Metabolism describes all of the chemical reactions involved in sustaining the life of an organism. This is the process by which humans and other organisms convert food into energy. Heat is both a byproduct of metabolism and a form of energy that influences the speed at which metabolism occurs, otherwise known as metabolic rate.
TL;DR (Too Long; Didn't Read)
Metabolism is the process by which food converts in to energy. Heat is emitted from organisms as a byproduct of this process. Since ectothermic animals cannot regulate their own body temperatures, their metabolism is affected by the external temperature.
How Metabolism Works
Metabolism has two metabolic pathways. The first is the catabolic pathway, which breaks down complex compounds, such as glucose and proteins, into simple compounds. This makes energy available for the working of the cell. The second pathway is the anabolic pathway, which builds complex compounds needed by the body, such as protein for muscle, from these simple compounds. Because chemical reactions are unpredictable -- they may not produce the right compounds, or the required amount -- cells need enzymes to regulate metabolic activity.
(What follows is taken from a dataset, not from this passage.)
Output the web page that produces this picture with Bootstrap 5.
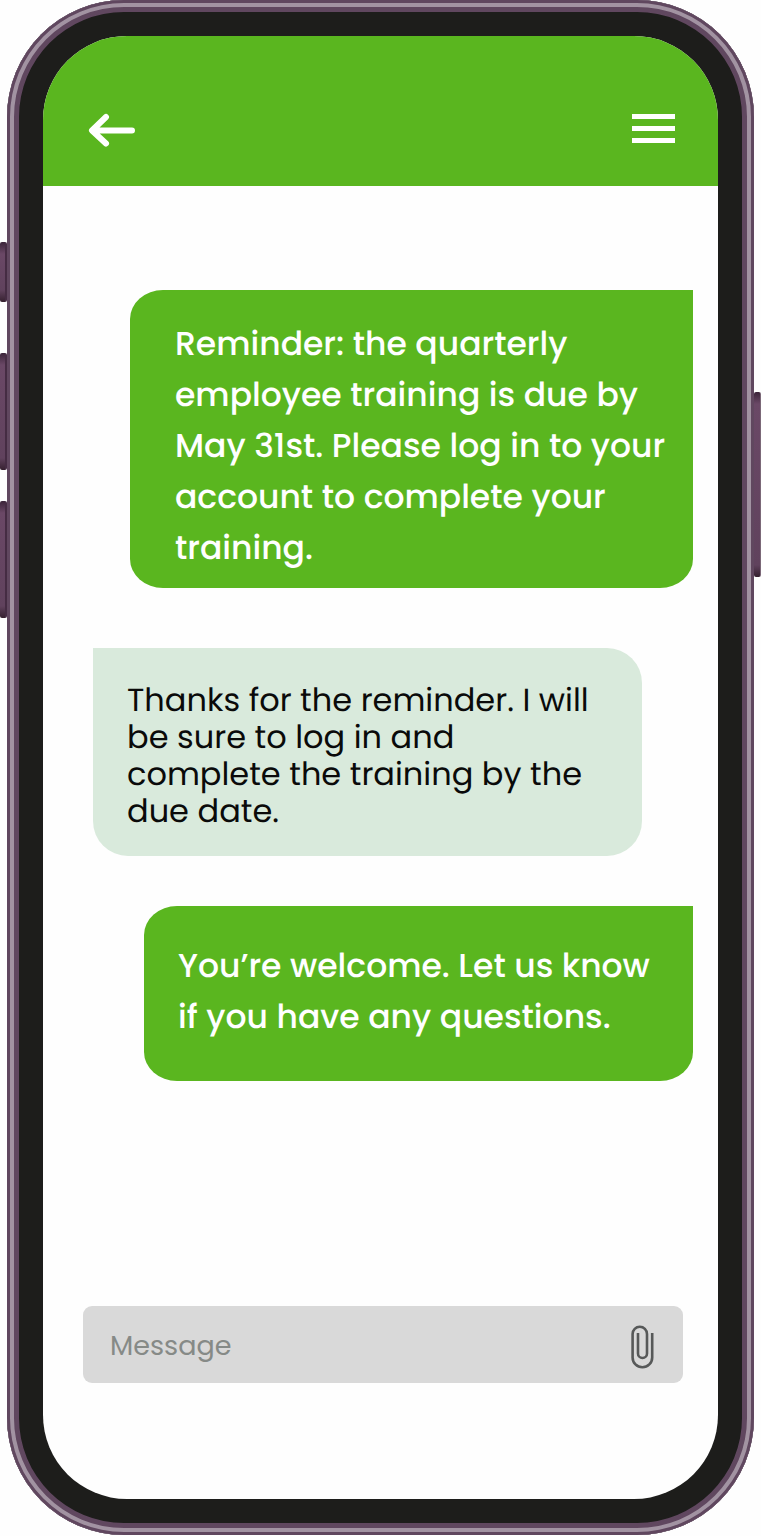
<!DOCTYPE html>
<html lang="en">
<head>
<meta charset="utf-8">
<meta name="viewport" content="width=device-width, initial-scale=1">
<title>Messages</title>
<link href="https://cdn.jsdelivr.net/npm/bootstrap@5.3.0/dist/css/bootstrap.min.css" rel="stylesheet">
<style>
  body { background: #fefefe; font-family: Poppins, Inter, "Open Sans", sans-serif; text-rendering: geometricPrecision; }
  .phone-wrap { padding: 0 7px 1px 7px; }
  .phone {
    padding: 36px;
    border-radius: 117px;
    background: #1d1d1b;
    box-shadow: inset 0 0 0 3px #60475f, inset 0 0 0 7px #a293a2, inset 0 0 0 12px #60475f;
  }
  .screen { background: #fefefe; border-radius: 84px; }
  .topbar { background: #5ab61f; height: 150px; padding: 38px 42px 0 45px; }
  .icon-btn { border: 0; padding: 0; background: none; line-height: 0; }
  .chat { padding: 104px 25px 0 50px; }
  .sent {
    background: #5ab61f; color: #fff; font-size: 33px; font-weight: 500; line-height: 51px;
    border-radius: 33px 0 33px 33px / 29px 0 29px 29px;
  }
  .received {
    background: #d9eadc; color: #0a0a0a; font-size: 32px; line-height: 37px;
    border-radius: 0 35px 35px 35px;
    margin: 60px 51px 50px 0; padding: 34px 20px 26px 34px;
  }
  .sent-long { margin-left: 37px; padding: 28px 0 15px 45px; }
  .sent-short { margin-left: 51px; padding: 34px 0 39px 34px; }
  .composer {
    margin: auto 35px 116px 40px; height: 77px; padding: 0 28px 0 27px;
    background: #d9d9d9; border-radius: 9px;
  }
  .composer input { font-size: 27px; color: #333; min-width: 0; }
  .composer .form-control { padding: 4px 0 0; }
  .composer input::placeholder { color: #868a87; opacity: 1; }
  .composer .icon-btn { padding-top: 4px; }
  .side-key {
    position: absolute; width: 7px; border-radius: 2px;
    background: linear-gradient(#3b2439, #6a4866 12px, #60425d calc(100% - 12px), #35202f);
  }
  .key-left { left: 0; border-right: 2px solid #452c43; }
  .key-right { right: 0; border-right: 1px solid #7b6878; }
  .key-a { top: 242px; height: 60px; }
  .key-b { top: 353px; height: 117px; }
  .key-c { top: 501px; height: 117px; }
  .key-d { top: 392px; height: 185px; }
</style>
</head>
<body>
<div class="phone-wrap position-relative min-vh-100 d-flex">
  <span class="side-key key-left key-a"></span>
  <span class="side-key key-left key-b"></span>
  <span class="side-key key-left key-c"></span>
  <span class="side-key key-right key-d"></span>
  <div class="phone flex-grow-1 d-flex">
    <div class="screen flex-grow-1 d-flex flex-column overflow-hidden">
      <header class="topbar d-flex justify-content-between align-items-center">
        <button class="icon-btn" type="button" aria-label="Back">
          <svg width="48" height="34" viewBox="0 0 48 34" fill="none" stroke="#fff" stroke-width="6" stroke-linecap="round" stroke-linejoin="round"><path d="M18 4 4 17.500l14 13M6 17.500h38"/></svg>
        </button>
        <button class="icon-btn" type="button" aria-label="Menu">
          <svg width="44" height="34" viewBox="0 0 44 34" fill="#fff"><path d="M0 1h43v5H0zM0 13h43v5H0zM0 25h43v5H0z"/></svg>
        </button>
      </header>
      <main class="chat">
        <div class="sent sent-long">Reminder: the quarterly<br>employee training is due by<br>May 31st. Please log in to your<br>account to complete your<br>training.</div>
        <div class="received">Thanks for the reminder. I will<br>be sure to log in and<br>complete the training by the<br>due date.</div>
        <div class="sent sent-short">You’re welcome. Let us know<br>if you have any questions.</div>
      </main>
      <form class="composer d-flex align-items-center">
        <input class="form-control border-0 bg-transparent shadow-none" type="text" placeholder="Message" aria-label="Message">
        <button class="icon-btn" type="button" aria-label="Attach file">
          <svg width="24" height="44" viewBox="0 0 24 44" fill="none" stroke="#575959" stroke-width="2.6"><path d="M7 8v20.500a4.500 4.500 0 0 0 9 0V9A7.200 7.200 0 0 0 1.600 9v23.500a9.800 9.800 0 0 0 19.600 0V8"/></svg>
        </button>
      </form>
    </div>
  </div>
</div>
<script src="https://cdn.jsdelivr.net/npm/bootstrap@5.3.0/dist/js/bootstrap.bundle.min.js"></script>
</body>
</html>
Enzymes bring the right chemicals together and speed up chemical reactions. Enzymes are therefore catalysts of chemical reactions.
Loss of Heat
Only a small amount of the energy obtained from food becomes energy that powers cells. The rest is lost as heat, which is a byproduct of chemical reactions. This heat escapes the bodies of humans and other organisms and is what causes a room full of people to get uncomfortably hot. Heat generated by metabolism plays an important role in keeping the bodies of endothermic animals warm. Endotherms, primarily birds and mammals, are animals that are able to regulate their own body temperature using the energy generated by metabolism.
Heat and Enzymes
The cells of any given organism contain many different types of enzymes, each of which is responsible for a particular chemical reaction. All of these enzymes require a similar range of temperature in order to function. The relationship between the rate of metabolism and temperature can be visualized as a hump-shaped curve. Enzyme activity, and therefore metabolism, is slow at the lower and upper ends of a given temperature range, and highest at some optimum point. The optimum temperature for the typical human enzyme is 37 degrees Celsius (98.6 degrees Fahrenheit). The human body therefore maintains a temperature of about 37 degrees Celsius to maximize metabolic rate. Enzyme activity drops sharply at temperatures above 98.6 degrees, and at high temperatures enzymes “denature,” meaning that they lose their structure and become useless.
Temperature and Metabolic Rate
Temperature in the surrounding environment directly affects the metabolic rate of ectothermic animals, animals that are unable to regulate their own body temperature. For instance, the metabolic rate of lizards is low at cold temperatures and a high at hot temperatures. This means that lizards can’t be very active in the cold because they have no energy to do so, while at high temperatures they can move fast but must consume food to fuel the metabolic process. Scientists believe that heat raises the metabolic rate of animals by increasing the amount of kinetic energy that is available to cells. Kinetic energy is the energy associated with moving objects. Heat increases kinetic energy in cells by speeding up the molecules involved in chemical reactions, bringing them together more often. For endothermic animals, the act of regulating body temperature increases metabolic rate. The actions needed to cool down, for example panting, or warm up, for example shivering, require energy and thus faster metabolism of food.